INFORMATION SUPPLIED start
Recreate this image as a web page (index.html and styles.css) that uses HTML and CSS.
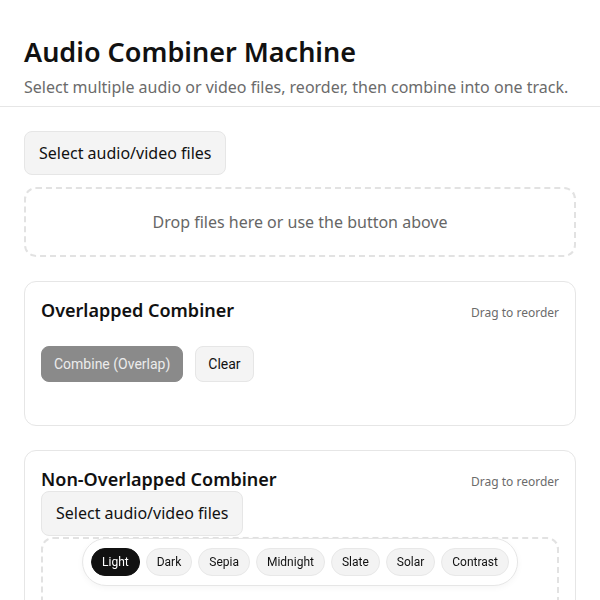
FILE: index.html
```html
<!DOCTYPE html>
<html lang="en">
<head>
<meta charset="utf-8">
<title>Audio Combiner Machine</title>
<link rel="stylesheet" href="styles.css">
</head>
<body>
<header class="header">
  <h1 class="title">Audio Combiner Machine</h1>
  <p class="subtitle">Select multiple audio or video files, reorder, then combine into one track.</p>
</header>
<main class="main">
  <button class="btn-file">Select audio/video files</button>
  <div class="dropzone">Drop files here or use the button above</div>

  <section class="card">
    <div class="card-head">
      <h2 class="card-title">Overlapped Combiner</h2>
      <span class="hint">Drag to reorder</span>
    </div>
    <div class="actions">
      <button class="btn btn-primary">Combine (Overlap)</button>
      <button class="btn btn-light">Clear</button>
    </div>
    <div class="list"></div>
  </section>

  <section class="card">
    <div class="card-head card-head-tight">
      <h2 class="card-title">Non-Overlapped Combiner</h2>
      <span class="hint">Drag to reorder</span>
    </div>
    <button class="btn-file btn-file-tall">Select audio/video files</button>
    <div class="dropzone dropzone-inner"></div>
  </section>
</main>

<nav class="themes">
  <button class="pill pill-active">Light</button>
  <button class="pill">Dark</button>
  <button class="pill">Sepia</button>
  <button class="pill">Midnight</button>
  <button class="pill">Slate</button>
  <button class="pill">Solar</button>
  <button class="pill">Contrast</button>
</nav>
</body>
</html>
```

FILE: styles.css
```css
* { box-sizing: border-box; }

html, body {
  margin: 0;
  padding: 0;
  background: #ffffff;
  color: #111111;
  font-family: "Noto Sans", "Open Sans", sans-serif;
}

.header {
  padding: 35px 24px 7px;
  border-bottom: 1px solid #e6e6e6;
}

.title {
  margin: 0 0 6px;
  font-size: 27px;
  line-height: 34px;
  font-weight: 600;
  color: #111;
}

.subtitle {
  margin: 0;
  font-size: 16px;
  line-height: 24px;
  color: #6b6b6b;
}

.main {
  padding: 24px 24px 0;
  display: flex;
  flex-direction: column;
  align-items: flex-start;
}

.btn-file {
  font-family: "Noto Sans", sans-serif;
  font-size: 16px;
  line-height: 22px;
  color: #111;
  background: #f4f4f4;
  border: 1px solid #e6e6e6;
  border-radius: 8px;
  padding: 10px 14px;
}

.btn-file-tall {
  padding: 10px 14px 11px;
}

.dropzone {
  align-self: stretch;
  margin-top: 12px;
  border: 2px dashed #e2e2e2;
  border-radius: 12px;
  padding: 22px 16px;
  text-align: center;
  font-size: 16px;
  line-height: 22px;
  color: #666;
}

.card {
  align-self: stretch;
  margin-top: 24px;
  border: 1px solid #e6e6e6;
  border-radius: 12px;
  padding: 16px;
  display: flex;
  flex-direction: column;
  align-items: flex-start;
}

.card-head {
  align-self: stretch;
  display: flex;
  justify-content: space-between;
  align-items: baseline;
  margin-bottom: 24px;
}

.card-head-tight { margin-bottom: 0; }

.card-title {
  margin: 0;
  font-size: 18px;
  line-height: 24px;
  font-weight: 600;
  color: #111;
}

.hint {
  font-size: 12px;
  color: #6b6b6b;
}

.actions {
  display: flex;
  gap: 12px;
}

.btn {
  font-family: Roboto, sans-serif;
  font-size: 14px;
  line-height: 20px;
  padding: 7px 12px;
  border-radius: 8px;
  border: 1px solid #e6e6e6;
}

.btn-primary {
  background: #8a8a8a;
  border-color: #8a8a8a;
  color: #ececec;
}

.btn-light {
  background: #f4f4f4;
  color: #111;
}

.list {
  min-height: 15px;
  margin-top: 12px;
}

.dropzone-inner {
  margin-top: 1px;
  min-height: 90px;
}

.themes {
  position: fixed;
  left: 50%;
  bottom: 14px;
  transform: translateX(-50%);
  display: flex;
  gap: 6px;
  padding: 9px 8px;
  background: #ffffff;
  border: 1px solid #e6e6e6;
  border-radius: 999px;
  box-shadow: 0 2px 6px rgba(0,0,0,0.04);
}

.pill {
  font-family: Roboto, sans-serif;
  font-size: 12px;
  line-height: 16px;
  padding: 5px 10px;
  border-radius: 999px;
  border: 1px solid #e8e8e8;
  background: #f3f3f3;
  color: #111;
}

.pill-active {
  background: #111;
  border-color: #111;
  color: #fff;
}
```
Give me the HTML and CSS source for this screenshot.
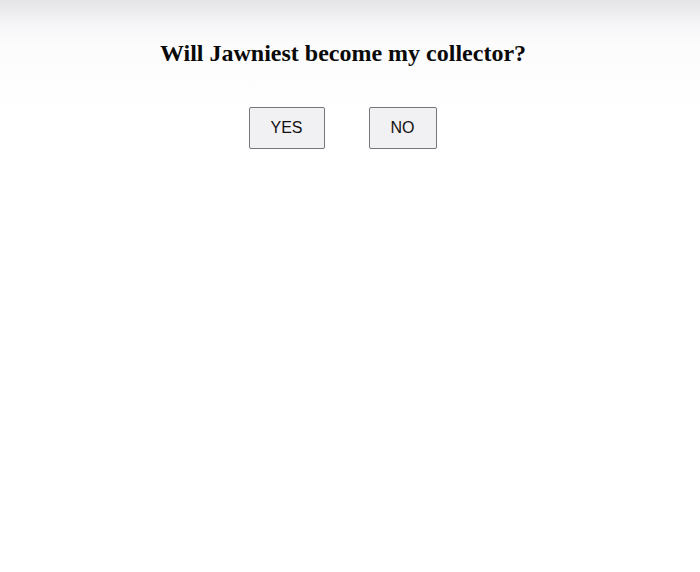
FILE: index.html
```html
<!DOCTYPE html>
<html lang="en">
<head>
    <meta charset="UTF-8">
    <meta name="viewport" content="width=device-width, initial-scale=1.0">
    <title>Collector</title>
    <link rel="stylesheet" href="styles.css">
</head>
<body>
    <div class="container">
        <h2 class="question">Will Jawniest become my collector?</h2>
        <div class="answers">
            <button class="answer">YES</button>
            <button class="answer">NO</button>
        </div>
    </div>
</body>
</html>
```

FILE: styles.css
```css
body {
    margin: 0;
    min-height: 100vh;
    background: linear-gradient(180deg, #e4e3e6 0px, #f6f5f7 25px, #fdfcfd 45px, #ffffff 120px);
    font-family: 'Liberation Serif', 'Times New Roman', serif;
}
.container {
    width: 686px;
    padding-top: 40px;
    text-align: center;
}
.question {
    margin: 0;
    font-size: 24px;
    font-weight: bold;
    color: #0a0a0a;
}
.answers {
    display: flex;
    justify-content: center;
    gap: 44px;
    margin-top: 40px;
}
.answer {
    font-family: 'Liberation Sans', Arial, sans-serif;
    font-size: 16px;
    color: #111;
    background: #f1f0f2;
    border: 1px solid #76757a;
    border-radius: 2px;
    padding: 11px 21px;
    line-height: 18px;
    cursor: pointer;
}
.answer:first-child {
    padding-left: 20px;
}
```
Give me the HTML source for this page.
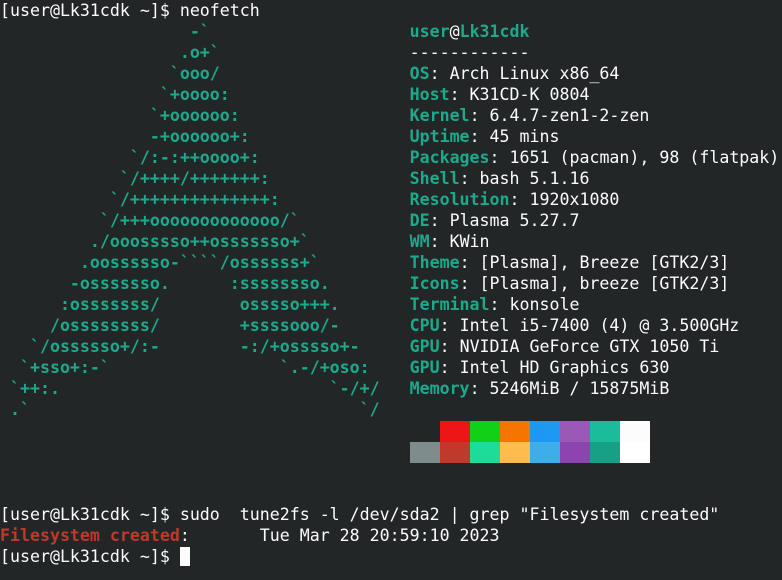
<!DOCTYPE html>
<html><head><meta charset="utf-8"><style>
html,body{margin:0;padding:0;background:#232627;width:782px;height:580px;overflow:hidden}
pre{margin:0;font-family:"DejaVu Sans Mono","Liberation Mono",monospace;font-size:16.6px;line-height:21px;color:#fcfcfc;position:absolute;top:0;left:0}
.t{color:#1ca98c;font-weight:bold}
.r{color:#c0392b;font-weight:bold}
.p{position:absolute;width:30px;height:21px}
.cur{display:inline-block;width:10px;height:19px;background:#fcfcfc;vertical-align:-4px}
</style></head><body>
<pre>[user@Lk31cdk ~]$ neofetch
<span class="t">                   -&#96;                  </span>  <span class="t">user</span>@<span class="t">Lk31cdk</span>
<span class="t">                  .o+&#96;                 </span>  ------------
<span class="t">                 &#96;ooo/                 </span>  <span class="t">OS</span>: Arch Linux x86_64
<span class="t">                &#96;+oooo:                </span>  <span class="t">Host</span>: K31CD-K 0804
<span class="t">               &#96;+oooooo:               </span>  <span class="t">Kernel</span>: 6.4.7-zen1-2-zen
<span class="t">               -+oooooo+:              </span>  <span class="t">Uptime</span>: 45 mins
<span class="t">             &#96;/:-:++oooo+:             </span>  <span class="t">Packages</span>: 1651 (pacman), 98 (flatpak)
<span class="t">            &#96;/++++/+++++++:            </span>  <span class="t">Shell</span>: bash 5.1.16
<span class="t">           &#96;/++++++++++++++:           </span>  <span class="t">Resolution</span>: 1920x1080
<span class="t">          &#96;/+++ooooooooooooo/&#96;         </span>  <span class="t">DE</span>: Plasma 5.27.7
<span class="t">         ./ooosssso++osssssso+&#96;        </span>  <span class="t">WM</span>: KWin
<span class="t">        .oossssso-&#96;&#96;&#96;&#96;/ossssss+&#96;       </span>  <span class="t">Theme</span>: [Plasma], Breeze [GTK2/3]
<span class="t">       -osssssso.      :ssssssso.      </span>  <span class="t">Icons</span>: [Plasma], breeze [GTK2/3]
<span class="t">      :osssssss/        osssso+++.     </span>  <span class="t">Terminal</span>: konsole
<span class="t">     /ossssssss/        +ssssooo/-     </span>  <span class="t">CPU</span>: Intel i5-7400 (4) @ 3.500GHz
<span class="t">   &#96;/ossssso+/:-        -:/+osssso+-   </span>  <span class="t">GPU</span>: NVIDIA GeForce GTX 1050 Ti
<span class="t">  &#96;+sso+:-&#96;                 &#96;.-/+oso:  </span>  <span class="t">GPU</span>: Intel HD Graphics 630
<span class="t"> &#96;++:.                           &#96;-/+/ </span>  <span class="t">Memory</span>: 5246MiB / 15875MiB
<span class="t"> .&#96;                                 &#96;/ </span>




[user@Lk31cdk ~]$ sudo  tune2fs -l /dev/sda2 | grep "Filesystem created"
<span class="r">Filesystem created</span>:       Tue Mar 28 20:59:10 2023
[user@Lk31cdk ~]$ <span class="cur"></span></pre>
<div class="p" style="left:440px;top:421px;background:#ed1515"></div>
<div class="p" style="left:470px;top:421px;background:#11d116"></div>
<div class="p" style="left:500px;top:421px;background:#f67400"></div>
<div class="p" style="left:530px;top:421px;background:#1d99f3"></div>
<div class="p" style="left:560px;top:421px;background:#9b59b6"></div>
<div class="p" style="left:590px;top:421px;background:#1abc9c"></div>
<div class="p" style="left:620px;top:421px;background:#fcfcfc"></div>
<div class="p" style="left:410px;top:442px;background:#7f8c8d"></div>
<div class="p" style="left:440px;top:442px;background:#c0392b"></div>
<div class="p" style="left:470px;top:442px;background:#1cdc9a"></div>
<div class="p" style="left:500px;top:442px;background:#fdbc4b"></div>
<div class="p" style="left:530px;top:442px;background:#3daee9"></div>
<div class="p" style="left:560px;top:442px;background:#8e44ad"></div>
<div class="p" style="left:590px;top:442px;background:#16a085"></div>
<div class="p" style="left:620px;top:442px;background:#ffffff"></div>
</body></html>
INFORMATION SUPPLIED end
- _WORK TO COMPLETE_
Identify and extract each line of the listing that contains "this".

- _TASK ANSWER_
Recreate this image as a web page (index.html and styles.css) that uses HTML and CSS.
Give me the HTML and CSS source for this screenshot.
Give me the HTML source for this page.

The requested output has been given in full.